BİR İHTİMAL DAHA VAR

Ve bir ihtimalden söz edelim son olarak… İktidar belki de cumhurbaşkanlığı-genel milletvekili-yerel yönetim seçimlerini 2023’te birleştirmek isteyebilir. Yani belediye ve muhtarlık seçimlerini bir yıl önceye çekmek isteyebilir. Tabii bunun için de muhalefetin oyuna gereksinimi var. Belki o noktada muhalefet bir yeşil ışık yakabilir. O da belki, şartlara, duruma bakıp uygun görürse… Fakat bana şu daha mantıklı geliyor; iktidar muhtemelen genel seçimi zamanında veya en fazla altı ay vb. erkene alıp yapabilir; aynı zamanda Millet İttifakı’nın müstakbel cumhurbaşkanı adaylarından birini de belediye başkanlığından ayrılmaya zorlamış olur ve İstanbul veya Ankara’da böylelikle meclisteki çoğunluğuna dayanarak iktidar partisinden birisini başkan seçtirip buna hem genel seçim hem de yerel seçim için avantaja çevirmek isteyebilir.
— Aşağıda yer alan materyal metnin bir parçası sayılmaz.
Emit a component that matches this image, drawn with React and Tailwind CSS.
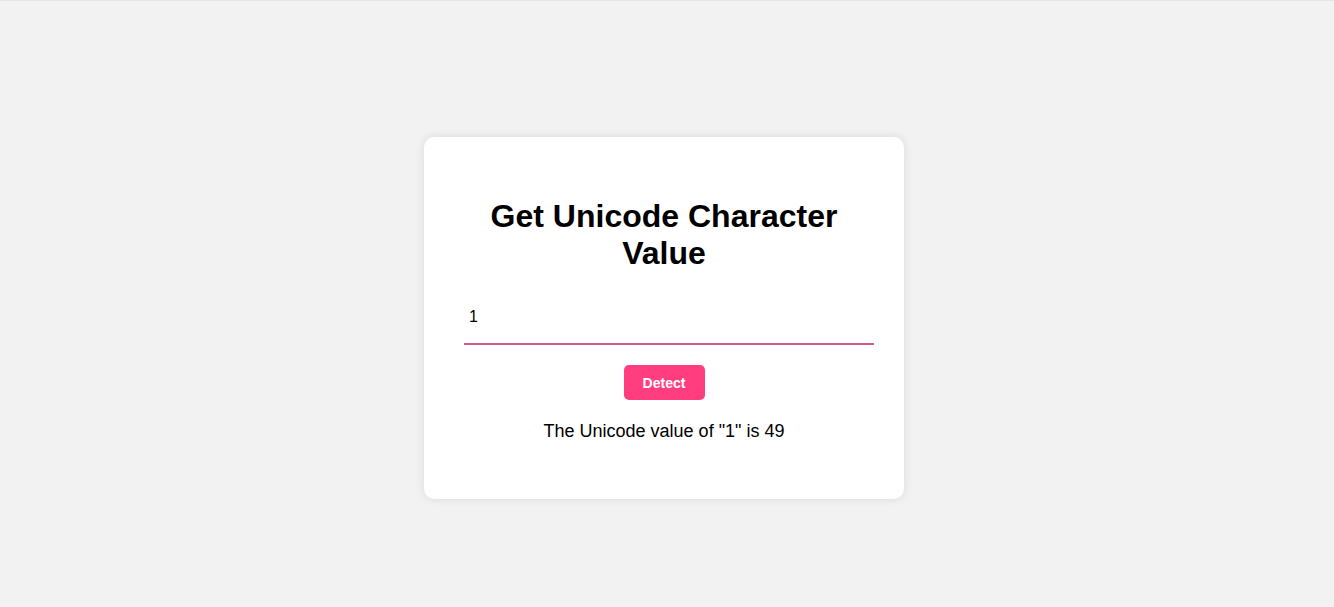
import React, { useState } from 'react';

const App = () => {
  const [value, setValue] = useState('1');
  const [result, setResult] = useState('The Unicode value of "1" is 49');

  const detect = () => {
    if (!value) {
      setResult('Please enter a character');
      return;
    }
    setResult(`The Unicode value of "${value[0]}" is ${value.codePointAt(0)}`);
  };

  return (
    <div className="min-h-screen bg-[#f2f2f2] border-t border-[#e6e6e6] flex items-center justify-center pt-[28px] pr-[6px] font-['Liberation_Sans',Arial,sans-serif] text-black">
      <div className="w-[480px] bg-white rounded-[10px] p-10 shadow-[0_0_10px_rgba(0,0,0,0.1)] text-center">
        <h1 className="text-[32px] font-bold leading-[1.15] my-[21px]">Get Unicode Character Value</h1>
        <input
          type="text"
          value={value}
          onChange={(e) => setValue(e.target.value)}
          className="block w-[410px] px-[5px] pt-[16px] pb-[17px] text-base leading-[18px] border-b-2 border-[#d6578b] outline-none"
        />
        <button
          onClick={detect}
          className="mt-[20px] w-[81px] h-[35px] bg-[#ff3d7f] text-white text-sm font-bold rounded-[5px]"
        >
          Detect
        </button>
        <p className="text-lg leading-[1.15] mt-[21px] mb-[17px]">{result}</p>
      </div>
    </div>
  );
};

export default App;
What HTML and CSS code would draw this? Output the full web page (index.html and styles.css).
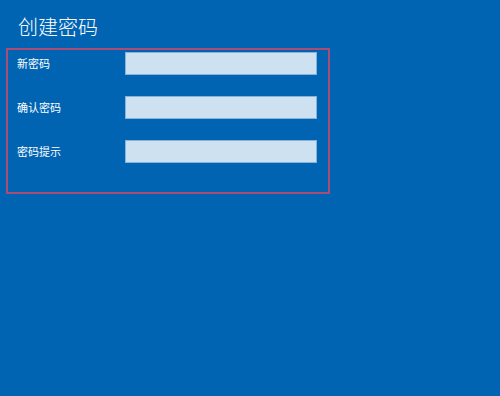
FILE: index.html
```html
<!DOCTYPE html>
<html lang="zh-CN">
<head>
<meta charset="utf-8">
<title>创建密码</title>
<link rel="stylesheet" href="styles.css">
</head>
<body>
  <main class="page">
    <h1 class="title">创建密码</h1>
    <div class="form-box">
      <div class="row">
        <label class="label">新密码</label>
        <div class="field"></div>
      </div>
      <div class="row">
        <label class="label">确认密码</label>
        <div class="field"></div>
      </div>
      <div class="row">
        <label class="label">密码提示</label>
        <div class="field"></div>
      </div>
    </div>
  </main>
</body>
</html>
```

FILE: styles.css
```css
html, body {
  margin: 0;
  padding: 0;
  height: 100%;
}
body {
  background: #0064b3;
  font-family: "Noto Sans CJK SC", "Noto Sans", sans-serif;
  color: #ffffff;
}
.page {
  padding-top: 12px;
}
.title {
  margin: 0 0 0 18px;
  font-size: 20px;
  font-weight: 300;
  line-height: 30px;
  height: 36px;
}
.form-box {
  margin-left: 6px;
  width: 311px;
  height: 140px;
  border: 2px solid #a94c76;
  padding: 2px 0 0 9px;
  box-sizing: content-box;
  display: flex;
  flex-direction: column;
  gap: 21px;
}
.row {
  display: flex;
  align-items: center;
  height: 23px;
}
.label {
  width: 108px;
  font-size: 11px;
  line-height: 23px;
}
.field {
  width: 190px;
  height: 21px;
  background: #cde1f1;
  border: 1px solid #86b3da;
}
```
BU HAMUR DAHA ÇOK SU KALDIRIR

Sözün özü, bu hamur daha çok su kaldırır. Bekleyip göreceğiz. Ancak şunu söyleyeyim; ufukta bir erken seçim olmasa da önümüzdeki süreçte, özellikle sonbahardan itibaren çok yoğun bir Anayasa ile Siyasi Partiler ve Seçim Kanunu tartışmaları bekliyor Türkiye’yi. “Gözden geçirilmiş ve güçlendirilmiş parlamenter demokrasi” ya da yama yapılsa da tutması zor “Cumhurbaşkanlığı Hükümet Sistemi”. Final de bu denklem üzerine kurulacak. Ve belki de Ak Parti cenahındaki içten içe süren şu tartışma da alevlenecek; “Ne güzel eski sistemde rahatça tek başına iktidar gelebiliyorduk, nereden çıktı bu kendimizi zora sokan yeni sistem!” Artık bekleyip göreceğiz. Şimdilik durum bendenizin penceresinden böyle gözüküyor.

Not: Bu yazıyı kaleme alırken MHP Genel Başkanı Dr. Bahçeli’den “erken seçim yok, seçim 2023’te” açıklaması geldi. Bu açıklamayı sürpriz olarak görmedim. Tersi bir açıklama sürpriz olurdu.